Holding — Threadgill, C.
- The Supreme Court of Oklahoma held that the trial court did not err in sustaining the demurrer to the petition, as the petition failed to provide sufficient facts to support the claim that the judgment was void.
Rule
- A judgment is not void unless its invalidity is evident on the face of the record, and compliance with optional tax provisions does not render a judgment void.
Reasoning
- The court reasoned that a judgment is not considered void unless its invalidity is apparent in the official record.
- In reviewing the petition, the court found that it did not adequately plead any irregularities or failures that would render the judgment void due to the alleged non-compliance with the mortgage registration tax law.
- The court noted that the petition included standard documentation from the foreclosure action, indicating that all necessary parties had participated appropriately, except for minors for whom a general denial was filed.
- Furthermore, the court clarified that the statute in question allowed mortgage holders to opt for a registration tax rather than an ad valorem tax, implying that compliance was not mandatory for mortgages recorded prior to July 1, 1913.
- As such, the court concluded that the Thomases' allegations did not meet the burden of proof required to vacate the judgment, affirming the trial court's decision.
Deep Dive: How the Court Reached Its Decision
Court's Analysis of Judgment Validity
The Supreme Court of Oklahoma emphasized that a judgment is not deemed void unless its invalidity is clearly evident on the face of the official record. The court observed that the Thomases' petition failed to demonstrate any specific irregularities or deficiencies that would render the foreclosure judgment void based on the alleged non-compliance with the mortgage registration tax law. In reviewing the record, the court noted that the petition contained standard documentation from the original foreclosure action, which included the necessary pleadings and evidence of assignments related to the mortgage. The court found no indication of fraud or procedural errors that would invalidate the judgment. Furthermore, the court pointed out that the judgment had been properly entered with the participation of all relevant parties, except for minors for whom a general denial had been filed. Therefore, the court concluded that the Thomases did not meet their burden of proof to establish that the judgment was void on its face, which supported the trial court’s decision to sustain the demurrer.

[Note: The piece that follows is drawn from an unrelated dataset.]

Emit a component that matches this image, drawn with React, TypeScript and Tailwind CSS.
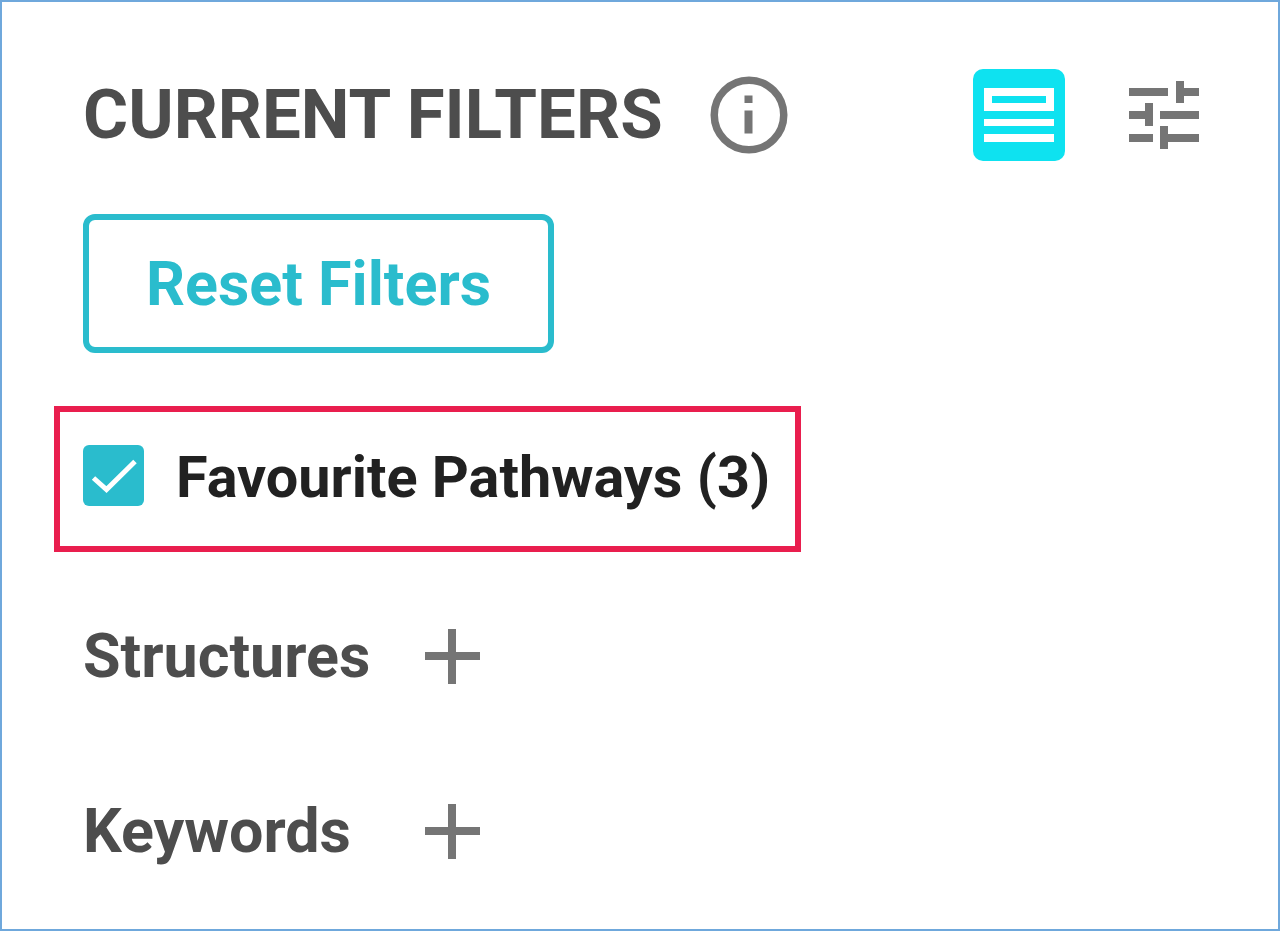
export default function App() {
  return (
    <div className="w-[1280px] h-[931px] bg-white border-2 border-[#6fa8dc] font-['Roboto',sans-serif] overflow-hidden">
      <div className="pl-[81px] pr-[79px] pt-[67px] flex items-center justify-between h-[159px]">
        <div className="flex items-center gap-[47px]">
          <h1 className="text-[69px] leading-[92px] font-bold text-[#4d4d4d] whitespace-nowrap">CURRENT FILTERS</h1>
          <svg width="78" height="78" viewBox="0 0 78 78" className="text-[#757575]">
            <circle cx="39" cy="39" r="34.75" fill="none" stroke="currentColor" strokeWidth="7.5" />
            <rect x="34.5" y="19.5" width="8" height="7.5" fill="currentColor" />
            <rect x="34.5" y="34.5" width="8" height="23" fill="currentColor" />
          </svg>
        </div>
        <div className="flex items-center gap-[64px]">
          <button className="w-[92px] h-[92px] rounded-[10px] bg-[#0ee2f0] flex items-center justify-center">
            <svg width="70" height="54" viewBox="0 0 70 54">
              <path fill="#fff" fillRule="evenodd" d="M0 0h70v23H0zM8 8v7h54V8z" />
              <rect y="31" width="70" height="7" fill="#fff" />
              <rect y="46" width="70" height="8" fill="#fff" />
            </svg>
          </button>
          <svg width="70" height="68" viewBox="0 0 70 68" fill="#757575">
            <rect x="0" y="7" width="39" height="8" />
            <rect x="54" y="7" width="16" height="8" />
            <rect x="47" y="0" width="8" height="22" />
            <rect x="0" y="30" width="16" height="8" />
            <rect x="16" y="22" width="8" height="23" />
            <rect x="31" y="30" width="39" height="8" />
            <rect x="0" y="53" width="24" height="8" />
            <rect x="31" y="45" width="8" height="23" />
            <rect x="39" y="53" width="31" height="8" />
          </svg>
        </div>
      </div>

      <div className="pl-[81px] mt-[53px]">
        <button className="w-[471px] h-[139px] border-[6px] border-[#2abccd] rounded-[12px] text-[61px] font-bold text-[#2abccd] flex items-center justify-center pt-[2px]">
          Reset Filters
        </button>
      </div>

      <div className="ml-[52px] mt-[53px] w-[747px] h-[146px] border-[6px] border-[#e91e4e] flex items-center pl-[23px] gap-[32px]">
        <span className="w-[61px] h-[61px] rounded-[6px] bg-[#2abccd] flex items-center justify-center shrink-0 -mt-[7px]">
          <svg width="46" height="36" viewBox="0 0 46 36" fill="none">
            <path d="M2.5 20 L15.5 31.5 L44 3.5" stroke="#fff" strokeWidth="5" strokeLinejoin="miter" />
          </svg>
        </span>
        <span className="text-[57.6px] font-bold text-[#212121] whitespace-nowrap -mt-[1px]">Favourite Pathways (3)</span>
      </div>

      <div className="pl-[81px] mt-[71px] flex items-center gap-[55px] h-[66px]">
        <span className="text-[61px] font-bold text-[#4d4d4d] mt-[2px]">Structures</span>
        <Plus />
      </div>
      <div className="pl-[81px] mt-[109px] flex items-center gap-[74px] h-[66px]">
        <span className="text-[61px] font-bold text-[#4d4d4d] mt-[2px]">Keywords</span>
        <Plus />
      </div>
    </div>
  );
}

function Plus() {
  return (
    <svg width="55" height="55" viewBox="0 0 55 55" fill="#757575">
      <rect x="0" y="23" width="55" height="8" />
      <rect x="23" y="0" width="8" height="55" />
    </svg>
  );
}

Compliance with Taxation Provisions
The court further clarified the implications of the mortgage registration tax provisions, specifically addressing whether compliance was mandatory for mortgages recorded before July 1, 1913. It held that the relevant statute allowed mortgage holders the option to pay a registration tax instead of the more burdensome ad valorem tax. The court interpreted the language of the statute as providing a method for mortgage holders to voluntarily opt into a tax system that could lessen their financial burden rather than creating a compulsory requirement. This interpretation indicated that if the mortgage holders chose not to follow the new tax provisions, they were not legally bound by them and could remain subject to the existing ad valorem tax. As such, the court determined that the failure to comply with the optional registration tax did not affect the validity of the judgment in question. This reasoning reinforced the conclusion that the Thomases' arguments regarding the alleged void nature of the judgment lacked sufficient merit.
Legal Framework for Vacating Judgments
The court also examined the applicable legal framework governing the vacating of judgments. It noted that under Section 810 of the Compiled Statutes, specific grounds must be established for a court to vacate or modify a judgment. However, the Thomases' petition did not adequately plead any of the required grounds that would fall under this section. Instead, the court observed that the petition seemed to invoke the procedure outlined in Section 817, which pertains to void judgments. The court recognized that if the Thomases had relied on the grounds specified in Section 810, such actions would be subject to statutory limitations. Conversely, since they claimed the judgment was void, the limitations period would not apply. The court ultimately decided to treat the petition as a motion to set aside a void judgment, yet it found that the petition still failed to provide sufficient facts to warrant such a motion.
Conclusion of the Court
In conclusion, the Supreme Court affirmed the trial court's decision to sustain the demurrer to the Thomases' petition. The court held that the petition did not sufficiently establish that the judgment in the foreclosure action was void on its face. It reiterated that a judgment's invalidity must be evident in the record, and in this case, the Thomases had not demonstrated any such evidence. The court also reaffirmed that compliance with the optional tax provisions of the mortgage registration tax act was not a prerequisite for the validity of the judgment. Consequently, the court upheld the trial court's ruling and dismissed the action brought by the Thomases, affirming the decision in favor of the Deming Investment Company.
Significance of the Ruling
This ruling underscored the importance of the clarity and specificity required in petitions to vacate judgments. It established that parties seeking to challenge a judgment must present compelling evidence showing that the judgment is void based on the official record. The court's interpretation of the mortgage registration tax provisions also highlighted the distinction between optional and mandatory compliance, providing clarity for future cases involving similar tax statutes. By affirming the trial court's decision, the Supreme Court reinforced the principle that procedural integrity and the presence of valid documentation play crucial roles in the validity of judicial determinations. This case serves as a precedent for the interpretation of tax-related compliance in foreclosure actions and the standards for vacating judgments in Oklahoma jurisprudence.